One of the ways municipalities do this is by using ALPR systems to ensure that people aren’t parking longer than they should or aren’t using unauthorized spots. By reducing frustrations around parking, a municipality can encourage people to visit often, which, in turn, helps local businesses to thrive.

Many have also upgraded their parking lots from traditional gates to ALPR systems. Traditional systems involve slow processes that require drivers to stop and interact with a kiosk or parking attendant. With an ALPR-based system, cameras read license plates as vehicles enter and exit a lot. In lots with limited stays, the system can notify drivers through an app when their time is up.

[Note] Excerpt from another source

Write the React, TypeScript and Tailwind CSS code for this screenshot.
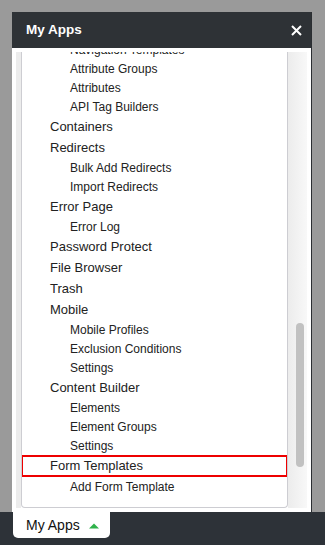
import React from "react";

type Item = { label: string; sub?: boolean; active?: boolean };

const items: Item[] = [
  { label: "Navigation Templates", sub: true },
  { label: "Attribute Groups", sub: true },
  { label: "Attributes", sub: true },
  { label: "API Tag Builders", sub: true },
  { label: "Containers" },
  { label: "Redirects" },
  { label: "Bulk Add Redirects", sub: true },
  { label: "Import Redirects", sub: true },
  { label: "Error Page" },
  { label: "Error Log", sub: true },
  { label: "Password Protect" },
  { label: "File Browser" },
  { label: "Trash" },
  { label: "Mobile" },
  { label: "Mobile Profiles", sub: true },
  { label: "Exclusion Conditions", sub: true },
  { label: "Settings", sub: true },
  { label: "Content Builder" },
  { label: "Elements", sub: true },
  { label: "Element Groups", sub: true },
  { label: "Settings", sub: true },
  { label: "Form Templates", active: true },
  { label: "Add Form Template", sub: true },
];

export default function App(): React.JSX.Element {
  return (
    <div
      className="relative flex h-[545px] w-[325px] flex-col overflow-hidden bg-[#9a9a9a] text-[#222]"
      style={{ fontFamily: '"Liberation Sans", Arial, sans-serif' }}
    >
      {/* panel */}
      <div className="ml-[12px] mt-[12px] flex w-[300px] flex-1 flex-col border-r border-[#2b2e32]">
        <div className="flex h-[36px] items-center justify-between bg-[#2e3236] pl-[14px] pr-[10px]">
          <span className="text-[13.5px] font-bold text-white">My Apps</span>
          <svg width="11" height="11" viewBox="0 0 11 11" className="mr-[-1px]">
            <path d="M1 1L10 10M10 1L1 10" stroke="#fff" strokeWidth="2" />
          </svg>
        </div>

        <div className="flex-1 bg-white px-[4px] pb-[4px] pt-[4px]">
          <div className="flex h-full">
            <div className="w-[5px] bg-[#ececec]" />
            <div className="relative flex-1 overflow-hidden rounded-b-[4px] border-x border-b border-[#cdcdd2] bg-white">
              <ul className="mt-[-12px]">
                {items.map((it, i) =>
                  it.active ? (
                    <li
                      key={i}
                      className="-mx-[1px] flex h-[22px] items-center border-2 border-[#ee0000] pl-[27px] text-[13px]"
                    >
                      {it.label}
                    </li>
                  ) : (
                    <li
                      key={i}
                      className={
                        it.sub
                          ? "flex h-[19px] items-center pl-[48px] text-[12px]"
                          : "flex h-[21px] items-center pl-[28px] text-[13px]"
                      }
                    >
                      {it.label}
                    </li>
                  ),
                )}
              </ul>
            </div>
            {/* scrollbar track */}
            <div className="relative w-[19px] bg-gradient-to-r from-[#ececec] to-[#f8f8f8]">
              <div className="absolute left-[8px] top-[271px] h-[144px] w-[8px] rounded-full bg-[#c1c1c1]" />
            </div>
          </div>
        </div>
      </div>

      {/* bottom bar */}
      <div className="flex h-[33px] bg-[#2d3238]">
        <div className="ml-[13px] flex h-[26px] w-[97px] items-center rounded-b-[5px] bg-white pl-[13px]">
          <span className="text-[14px] text-[#111]">My Apps</span>
          <svg width="10" height="6" viewBox="0 0 10 6" className="ml-[9px] mt-[2px]">
            <path d="M0 5.5L5 0.5L10 5.5Z" fill="#2fb24a" />
          </svg>
        </div>
      </div>
    </div>
  );
}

Municipalities are also using ALPR to manage volume in their parking decks. They use it to identify open spots on various floors and direct drivers accordingly. This reduces the amount of time people spend circling a parking deck, which, again, reduces visitor stress and encourages people to come downtown more often.

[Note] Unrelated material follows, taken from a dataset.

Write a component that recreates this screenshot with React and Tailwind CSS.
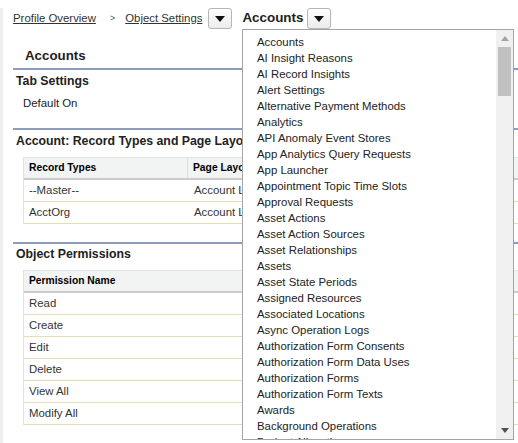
import React from "react";

const items = [
  "Accounts",
  "AI Insight Reasons",
  "AI Record Insights",
  "Alert Settings",
  "Alternative Payment Methods",
  "Analytics",
  "API Anomaly Event Stores",
  "App Analytics Query Requests",
  "App Launcher",
  "Appointment Topic Time Slots",
  "Approval Requests",
  "Asset Actions",
  "Asset Action Sources",
  "Asset Relationships",
  "Assets",
  "Asset State Periods",
  "Assigned Resources",
  "Associated Locations",
  "Async Operation Logs",
  "Authorization Form Consents",
  "Authorization Form Data Uses",
  "Authorization Forms",
  "Authorization Form Texts",
  "Awards",
  "Background Operations",
  "Budget Allocations",
  "Budgets",
];

function DropButton() {
  return (
    <div className="flex h-[21px] w-[24px] items-center justify-center rounded-[3px] border border-[#b5b5b5] bg-gradient-to-b from-white to-[#ececec]">
      <svg width="10" height="6" viewBox="0 0 10 6">
        <polygon points="0,0 10,0 5,6" fill="#111" />
      </svg>
    </div>
  );
}

function Table({ headers, rows, firstWidth }) {
  return (
    <div className="ml-[20px] w-[560px] border-l border-[#e0e3e5]">
      <div className="flex h-[23px] items-center border-t border-[#e0e3e5] border-b-2 border-b-[#cccccc] bg-[#f2f3f3] text-[10.3px] font-bold text-[#000]">
        {headers.map((h, i) => (
          <div
            key={i}
            className={
              i === 0
                ? "flex h-full shrink-0 items-center border-r border-[#dedede] pl-[5px]"
                : "flex h-full items-center pl-[5px]"
            }
            style={i === 0 ? { width: firstWidth - 1 } : undefined}
          >
            {h}
          </div>
        ))}
      </div>
      {rows.map((r, i) => (
        <div
          key={i}
          className="flex h-[22px] items-center border-b border-[#e3deb8] text-[11.4px] text-[#333]"
        >
          {r.map((c, j) => (
            <div
              key={j}
              className={j === 0 ? "shrink-0 pl-[5px]" : "pl-[5px]"}
              style={j === 0 ? { width: firstWidth } : undefined}
            >
              {c}
            </div>
          ))}
        </div>
      ))}
    </div>
  );
}

export default function App() {
  return (
    <div
      className="relative h-[443px] w-[518px] overflow-hidden bg-white"
      style={{ fontFamily: '"Liberation Sans", Arial, sans-serif' }}
    >
      <div className="h-full border-l-[3px] border-[#eeeeee]">
        {/* breadcrumb */}
        <div className="mt-[8px] flex h-[21px] items-center pl-[10px] text-[11.4px] text-[#333]">
          <span className="underline">Profile Overview</span>
          <span className="ml-[14px] mr-[10px] text-[9px] text-[#555]">&gt;</span>
          <span className="underline">Object Settings</span>
          <div className="ml-[6px]">
            <DropButton />
          </div>
          <span className="ml-[10px] text-[13.4px] font-bold text-[#222]">Accounts</span>
          <div className="ml-[4px]">
            <DropButton />
          </div>
        </div>

        {/* Accounts heading */}
        <div className="mt-[17px] h-[20px] pl-[22px] text-[13.3px] font-bold leading-[20px] text-[#222]">
          Accounts
        </div>
        <div className="ml-[10px] mt-[2px] h-[2px] bg-[#8e9cbe]" />

        {/* Tab settings */}
        <div className="mt-[3px] h-[16px] pl-[13px] text-[12.3px] font-bold leading-[16px] text-[#222]">
          Tab Settings
        </div>
        <div className="mt-[6px] h-[16px] pl-[20px] text-[11.4px] leading-[16px] text-[#222]">
          Default On
        </div>
        <div className="ml-[10px] mt-[17px] h-[2px] bg-[#8e9cbe]" />

        {/* Record types */}
        <div className="mt-[3px] h-[16px] whitespace-nowrap pl-[13px] text-[12.3px] font-bold leading-[16px] text-[#222]">
          Account: Record Types and Page Layouts
        </div>
        <div className="mt-[8px]">
          <Table
            firstWidth={165}
            headers={["Record Types", "Page Layout Assignment"]}
            rows={[
              ["--Master--", "Account Layout"],
              ["AcctOrg", "Account Layout"],
            ]}
          />
        </div>
        <div className="ml-[10px] mt-[18px] h-[2px] bg-[#8e9cbe]" />

        {/* Object permissions */}
        <div className="mt-[2px] h-[16px] pl-[13px] text-[12.3px] font-bold leading-[16px] text-[#222]">
          Object Permissions
        </div>
        <div className="mt-[8px]">
          <Table
            firstWidth={250}
            headers={["Permission Name", "Enabled"]}
            rows={[
              ["Read", ""],
              ["Create", ""],
              ["Edit", ""],
              ["Delete", ""],
              ["View All", ""],
              ["Modify All", ""],
            ]}
          />
        </div>
      </div>

      {/* dropdown overlay */}
      <div className="absolute left-[242px] top-[29px] flex h-[411px] w-[272px] border border-[#a5a5a5] bg-white">
        <div className="flex-1 overflow-hidden pl-[14px] pt-[4px] text-[11.4px] leading-[16px] text-[#222]">
          {items.map((it) => (
            <div key={it} className="h-[16px] whitespace-nowrap">
              {it}
            </div>
          ))}
        </div>
        <div className="flex w-[17px] flex-col items-center bg-[#f0f0f0]">
          <div className="flex h-[17px] w-full items-center justify-center">
            <svg width="8" height="5" viewBox="0 0 8 5">
              <polygon points="0,5 8,5 4,0" fill="#a3a3a3" />
            </svg>
          </div>
          <div className="h-[49px] w-[13px] bg-[#c1c1c1]" />
          <div className="flex-1" />
          <div className="flex h-[17px] w-full items-center justify-center">
            <svg width="8" height="5" viewBox="0 0 8 5">
              <polygon points="0,0 8,0 4,5" fill="#505050" />
            </svg>
          </div>
        </div>
      </div>
    </div>
  );
}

USING DATA TO IMPROVE THE QUALITY OF LIFE

But it’s not just about parking. ALPR solutions are also being used to help commuters get to work. For example, by reading license plates in one area of a city and then again in another, you can determine how long it takes vehicles to travel that distance. With this information, municipalities can adjust traffic lights or speed limits to improve the flow of traffic at peak times.

All of these solutions contribute to making a city operate more efficiently and allow people and vehicles to move more effectively. With less traffic and reduced congestion, you create better experiences for people and businesses in your municipality.

In our rapidly changing world, cities are discovering the importance of technology for enhancing the lives of their citizens. Whether it requires adjusting how we work or how we manage sensitive data, collaborating with vendors to develop innovative solutions to improve the flow of people and information is helping cities provide a better quality of life for everyone.